If data is a resource, then let’s talk about data assays

This blog is another companion to my on-demand speech at FIDO #Authenticate2022, happening this week in Seattle.

In my speech I talk about the quasi-standard basket of FIDO capabilities that are adjacent to the most important security features of digital platforms today, enabling not only seamless user authentication, but also the signing of all important data at every point in the data supply chain.  We should treat data as a resource, and that means being sure about all the various properties that make data valuable.

The diagram below, adapted from my slides, builds on the Data Supply Chain described by Open Data Watch in 2018. I have underpinned the data supply chain with an authenticity layer and added labels for the types of property that we can specify and bind to data using FIDO-like technologies.

My suggestion for an authenticity layer (first described at #Authenticate2020) is a reaction to the mythology that the internet is missing an “identity layer”. I feel that has been a misconception that romanticises identity and misframes the problems we have had for decades deploying reusable identity.

Data has obviously become big business, right or wrong.  Data supply chains (aka information value chains) have been forming for decades, as described by Open Data Watch and many others.

So it’s a pretty standard view now that information has a lifecycle.  It starts with collection.
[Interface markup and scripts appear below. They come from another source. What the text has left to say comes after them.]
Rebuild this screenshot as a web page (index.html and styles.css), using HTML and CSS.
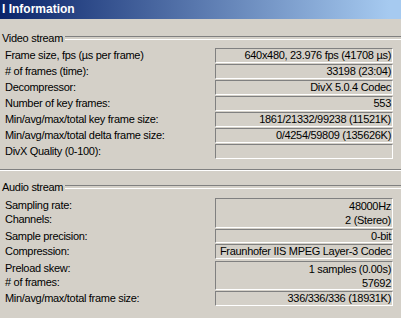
FILE: index.html
```html
<!DOCTYPE html>
<html lang="en">
<head>
    <meta charset="UTF-8">
    <title>Information</title>
    <link rel="stylesheet" href="styles.css">
</head>
<body>
    <div class="window">
        <div class="titlebar">I Information</div>

        <div class="group video-group">
            <div class="legend"><span>Video stream</span></div>
            <div class="row">
                <span class="label">Frame size, fps (µs per frame)</span>
                <span class="value">640x480, 23.976 fps (41708 µs)</span>
            </div>
            <div class="row">
                <span class="label"># of frames (time):</span>
                <span class="value">33198 (23:04)</span>
            </div>
            <div class="row">
                <span class="label">Decompressor:</span>
                <span class="value">DivX 5.0.4 Codec</span>
            </div>
            <div class="row">
                <span class="label">Number of key frames:</span>
                <span class="value">553</span>
            </div>
            <div class="row spaced">
                <span class="label">Min/avg/max/total key frame size:</span>
                <span class="value">1861/21332/99238 (11521K)</span>
            </div>
            <div class="row">
                <span class="label">Min/avg/max/total delta frame size:</span>
                <span class="value">0/4254/59809 (135626K)</span>
            </div>
            <div class="row">
                <span class="label">DivX Quality (0-100):</span>
                <span class="value"></span>
            </div>
        </div>

        <div class="group audio-group">
            <div class="legend"><span>Audio stream</span></div>
            <div class="row multi">
                <div class="labels">
                    <span class="label">Sampling rate:</span>
                    <span class="label">Channels:</span>
                </div>
                <div class="value">
                    <span>48000Hz</span>
                    <span>2 (Stereo)</span>
                </div>
            </div>
            <div class="row short">
                <span class="label">Sample precision:</span>
                <span class="value">0-bit</span>
            </div>
            <div class="row gap-before">
                <span class="label">Compression:</span>
                <span class="value">Fraunhofer IIS MPEG Layer-3 Codec</span>
            </div>
            <div class="row multi tall-gap">
                <div class="labels">
                    <span class="label">Preload skew:</span>
                    <span class="label"># of frames:</span>
                </div>
                <div class="value">
                    <span>1 samples (0.00s)</span>
                    <span>57692</span>
                </div>
            </div>
            <div class="row gap-before">
                <span class="label">Min/avg/max/total frame size:</span>
                <span class="value">336/336/336 (18931K)</span>
            </div>
        </div>
    </div>
</body>
</html>
```

FILE: styles.css
```css
:root {
    --face: #d4d0c8;
    --shadow: #808080;
    --light: #ffffff;
    --title-dark: #0a246a;
    --title-light: #a6caf0;
}

* {
    box-sizing: border-box;
    margin: 0;
    padding: 0;
}

body {
    width: 401px;
    height: 318px;
    overflow: hidden;
    background-color: var(--face);
    font-family: 'Liberation Sans', Arial, sans-serif;
    font-size: 11px;
    letter-spacing: -0.3px;
    color: #000;
}

.window {
    width: 401px;
}

.titlebar {
    height: 19px;
    line-height: 19px;
    padding-left: 2px;
    background: linear-gradient(to right, var(--title-dark), var(--title-light) 97%);
    color: var(--light);
    font-size: 12px;
    font-weight: bold;
    letter-spacing: 0;
}

/* group box: legend line on top, etched line at bottom */
.group {
    padding-bottom: 9px;
}

.video-group {
    margin-top: 12px;
    border-bottom: 1px solid var(--shadow);
    box-shadow: 0 1px 0 var(--light);
}

.audio-group {
    margin-top: 10px;
}

.legend {
    display: flex;
    align-items: center;
    height: 14px;
    padding-left: 2px;
    margin-bottom: 3px;
}

.legend span {
    line-height: 14px;
    padding-right: 2px;
}

.legend::after {
    content: '';
    flex: 1;
    height: 2px;
    border-top: 1px solid var(--shadow);
    border-bottom: 1px solid var(--light);
}

.audio-group .legend {
    margin-bottom: 4px;
}

.row {
    display: flex;
    height: 15px;
    margin-bottom: 1px;
    padding-left: 5px;
    padding-right: 8px;
}

.row.spaced {
    margin-top: 1px;
}

.label {
    flex: 1;
    line-height: 15px;
    white-space: nowrap;
}

.value {
    width: 178px;
    height: 100%;
    border-top: 1px solid var(--shadow);
    border-left: 1px solid var(--shadow);
    border-bottom: 1px solid var(--light);
    border-right: 1px solid var(--light);
    padding-right: 1px;
    text-align: right;
    line-height: 13px;
    white-space: nowrap;
}

.row.short {
    height: 14px;
    margin-top: 0;
}

.row.short .value {
    line-height: 12px;
}

.row.gap-before {
    margin-top: 1px;
}

.row.multi {
    height: 30px;
}

.row.multi .labels {
    flex: 1;
    display: flex;
    flex-direction: column;
}

.row.multi .labels .label {
    flex: none;
    line-height: 14px;
}

.row.multi .value {
    display: flex;
    flex-direction: column;
}

.row.multi .value span {
    line-height: 14px;
}

.row.tall-gap {
    margin-top: 2px;
    height: 29px;
}
```
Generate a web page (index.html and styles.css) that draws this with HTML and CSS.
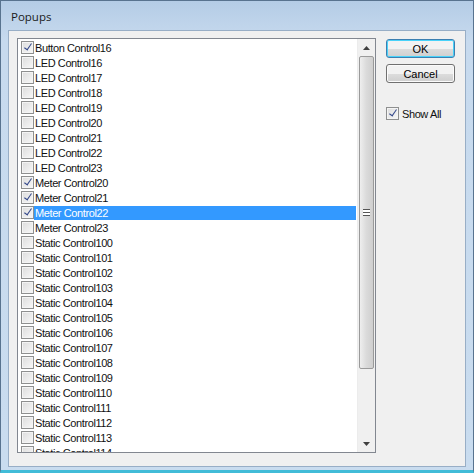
FILE: index.html
```html
<!DOCTYPE html>
<html lang="en">
<head>
    <meta charset="UTF-8">
    <title>Popups</title>
    <link rel="stylesheet" href="styles.css">
</head>
<body>
    <div class="window">
        <div class="titlebar">Popups</div>
        <div class="client">
            <div class="listbox">
                <div class="items">
                    <div class="row"><span class="box on"></span><span class="label">Button Control16</span></div>
                    <div class="row"><span class="box"></span><span class="label">LED Control16</span></div>
                    <div class="row"><span class="box"></span><span class="label">LED Control17</span></div>
                    <div class="row"><span class="box"></span><span class="label">LED Control18</span></div>
                    <div class="row"><span class="box"></span><span class="label">LED Control19</span></div>
                    <div class="row"><span class="box"></span><span class="label">LED Control20</span></div>
                    <div class="row"><span class="box"></span><span class="label">LED Control21</span></div>
                    <div class="row"><span class="box"></span><span class="label">LED Control22</span></div>
                    <div class="row"><span class="box"></span><span class="label">LED Control23</span></div>
                    <div class="row"><span class="box on"></span><span class="label">Meter Control20</span></div>
                    <div class="row"><span class="box on"></span><span class="label">Meter Control21</span></div>
                    <div class="row"><span class="box on"></span><span class="label selected">Meter Control22</span></div>
                    <div class="row"><span class="box"></span><span class="label">Meter Control23</span></div>
                    <div class="row"><span class="box"></span><span class="label">Static Control100</span></div>
                    <div class="row"><span class="box"></span><span class="label">Static Control101</span></div>
                    <div class="row"><span class="box"></span><span class="label">Static Control102</span></div>
                    <div class="row"><span class="box"></span><span class="label">Static Control103</span></div>
                    <div class="row"><span class="box"></span><span class="label">Static Control104</span></div>
                    <div class="row"><span class="box"></span><span class="label">Static Control105</span></div>
                    <div class="row"><span class="box"></span><span class="label">Static Control106</span></div>
                    <div class="row"><span class="box"></span><span class="label">Static Control107</span></div>
                    <div class="row"><span class="box"></span><span class="label">Static Control108</span></div>
                    <div class="row"><span class="box"></span><span class="label">Static Control109</span></div>
                    <div class="row"><span class="box"></span><span class="label">Static Control110</span></div>
                    <div class="row"><span class="box"></span><span class="label">Static Control111</span></div>
                    <div class="row"><span class="box"></span><span class="label">Static Control112</span></div>
                    <div class="row"><span class="box"></span><span class="label">Static Control113</span></div>
                    <div class="row"><span class="box"></span><span class="label">Static Control114</span></div>
                </div>
                <div class="scrollbar">
                    <div class="arrow"><svg width="7" height="4" viewBox="0 0 7 4"><path d="M0 4 L3.5 0 L7 4 Z" fill="#404040"/></svg></div>
                    <div class="thumb"><span class="grip"></span></div>
                    <div class="track"></div>
                    <div class="arrow"><svg width="7" height="4" viewBox="0 0 7 4"><path d="M0 0 L7 0 L3.5 4 Z" fill="#404040"/></svg></div>
                </div>
            </div>
            <div class="side">
                <button class="btn default">OK</button>
                <button class="btn">Cancel</button>
                <div class="showall"><span class="box on"></span><span>Show All</span></div>
            </div>
        </div>
    </div>
</body>
</html>
```

FILE: styles.css
```css
body {
    margin: 0;
    font-family: "Liberation Sans", Arial, sans-serif;
    font-size: 11px;
    letter-spacing: -0.4px;
    color: #111;
}
.window {
    width: 474px;
    height: 473px;
    box-sizing: border-box;
    border: 1px solid #58738f;
    border-bottom: 3px solid #41bcd8;
    background: linear-gradient(#b4cce6, #c7daee 40px, #c9dcef);
    display: flex;
    flex-direction: column;
    padding: 0 7px 3px 7px;
}
.titlebar {
    height: 29px;
    line-height: 32px;
    padding-left: 3px;
    font-family: "Open Sans", "Liberation Sans", sans-serif;
    font-size: 11.5px;
    letter-spacing: 0;
    color: #1b1b1b;
}
.client {
    flex: 1;
    background: #f0f0f0;
    border: 1px solid #98aec6;
    display: flex;
    padding: 7px 0 0 8px;
    gap: 10px;
    overflow: hidden;
}
.listbox {
    width: 359px;
    height: 415px;
    box-sizing: border-box;
    border: 1px solid #828790;
    background: #fff;
    display: flex;
}
.items {
    flex: 1;
    padding-top: 1px;
    overflow: hidden;
}
.row {
    height: 15px;
    display: flex;
    align-items: center;
    padding-left: 3px;
}
.box {
    width: 11px;
    height: 11px;
    border: 1px solid #8e8f8f;
    background: linear-gradient(135deg, #dcdcdc, #f8f8f8);
    box-shadow: inset 0 0 0 1px #f4f4f4;
    flex: none;
    position: relative;
}
.box.on::after {
    content: "";
    position: absolute;
    left: 4px;
    top: 0px;
    width: 3px;
    height: 7px;
    border: solid #34488a;
    border-width: 0 1.5px 1.5px 0;
    transform: rotate(35deg);
}
.label {
    flex: 1;
    height: 14px;
    line-height: 14px;
    padding-left: 1px;
    margin-right: 1px;
    white-space: nowrap;
}
.label.selected {
    background: #3399ff;
    color: #fff;
}
.scrollbar {
    width: 17px;
    display: flex;
    flex-direction: column;
    background: #f0f0f0;
    border-left: 1px solid #ececec;
}
.arrow {
    height: 17px;
    display: flex;
    align-items: center;
    justify-content: center;
}
.thumb {
    height: 311px;
    margin: 0 1px;
    border: 1px solid #9a9a9a;
    border-radius: 2px;
    background: linear-gradient(90deg, #eeeeee, #dadada 50%, #cfcfcf);
    display: flex;
    align-items: center;
    justify-content: center;
}
.grip {
    width: 7px;
    height: 5px;
    border-top: 1px solid #555;
    border-bottom: 1px solid #555;
    background: linear-gradient(#fff 0 2px, #555 2px 3px, #fff 3px);
}
.track {
    flex: 1;
}
.side {
    display: flex;
    flex-direction: column;
    padding-top: 1px;
}
.btn {
    width: 69px;
    height: 19px;
    margin-bottom: 6px;
    padding: 0;
    font-family: "Liberation Sans", Arial, sans-serif;
    font-size: 11px;
    color: #000;
    border: 1px solid #707070;
    border-radius: 3px;
    background: linear-gradient(#f2f2f2 50%, #dddddd 50%, #cfcfcf);
    box-shadow: inset 0 0 0 1px #fbfbfb;
}
.btn.default {
    border-color: #3c7fb1;
    box-shadow: inset 0 0 0 1px #48d2f9;
}
.showall {
    display: flex;
    align-items: center;
    gap: 3px;
    margin-top: 18px;
}
```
Then data is disseminated and value-added through many potential steps. The diagram shows a superset of potential data processing stages, not all of which apply to every application.

Now let’s envision data is a true utility. We all know the metaphor can break down, like all metaphors, but it’s undeniable that data is used as if it is some kind of resource or raw material, and as such, there are properties or attributes that make data valuable.

So as data moves from one process to the next, what questions should we be asking about it? If data is identifiable and personal, has the processor got consent? What was the process for collection? If standards apply, as they do in medical research, then we may need an auditor, and their audit report might be attached to the data.

As data flows internationally, it’s becoming more important to know where exactly it was processed.  So jurisdiction is an attribute of interest.  Bias is a huge issue, so we often want to know what algorithms were used along the way.  As data gets released, we may need to have that approved by accountable individuals. And what usage rights attach to data? We tend to connect data across applications according to business rules, and people data processors may need to need to agree to usage licence.

These questions typify a way to frame data as a utility, and to start to think about how we can assay it; that is, hallmark data through its lifecycles, so that its properties are visible and verifiable.  The question of attribution arises.  In a spin on some old conventional wisdom, it’s not just what you know, but how do you know.

The verification of data — including its origin, and the way it is presented from one processor to the next — can follow similar patterns as the verification of identity and credentials.  This framing shows that authentication technology is so much bigger than identity.  We should be talking about the quality of all data, and the authenticity of everything that we use online.